Lagarde did mention that some firms were making “relatively” high profits “especially where demand has outstripped supply”.
But she mostly blamed “an issue of unit labour cost – in other words, productivity” for keeping inflation high despite stagnant economic growth.
Eric Dor, a professor at the IESEG School of Management in Paris, saw a paradox in the ECB’s policy: higher rates were decreasing demand and, in turn, production.
As firms were not immediately laying off workers, Dor argued this decrease in production resulted in lower productivity per employee and therefore higher costs and, ultimately, prices.
“Thus a policy, aiming at reducing inflation, is contributing to its persistence, at least in the short term,” Dor said.
The ECB assumed in its forecasts that corporate profits will stop contributing to inflation next year, meaning companies will start absorbing higher labour costs.
This would mark a remarkable turnaround after two years in which profits were a driving force of higher prices.

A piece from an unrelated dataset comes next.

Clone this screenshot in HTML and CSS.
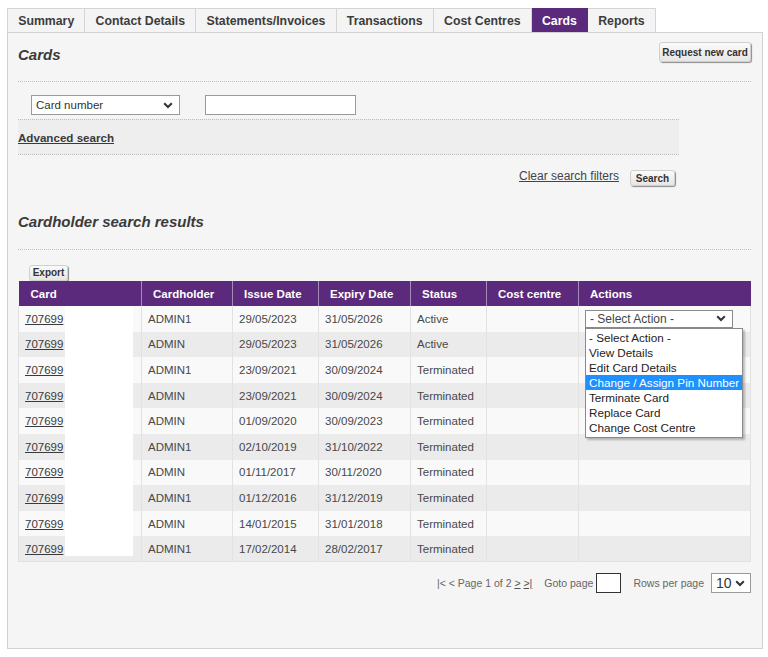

“Such a scenario is possible, but others are possible as well,” IESEG’s Dor said. “For example, if in several sectors competition is sufficiently imperfect to allow firms to have a big market power, they could choose, even in a recession, to compensate the decline in the volume of sales by an increase in the selling prices, to maintain their global profits.”
Lagarde did not delve into why profits were high or say whether they deserved the attention of central bankers or other policymakers, leaving it to employers and workers to fight it out.
“It’s going to be for the parties around the table to actually determine what they do going forward in terms of allocating profits and organising these social relationships,” Lagarde said.
Instead, she said the ECB would focus on bringing inflation back to its 2% target, likely starting with another rate hike in July.
But Rene Repasi, a member of the European Parliament committee that oversees the ECB, said such ‘greedflation’ should not be tackled by higher rates but by going after cartels in products that affect the poorer parts of society.
“We are asking the (EU) Commission to enforce the competition law in a more targeted way, shifting attention from ‘any consumer’ to ‘vulnerable consumers’,” the German social democrat politician said.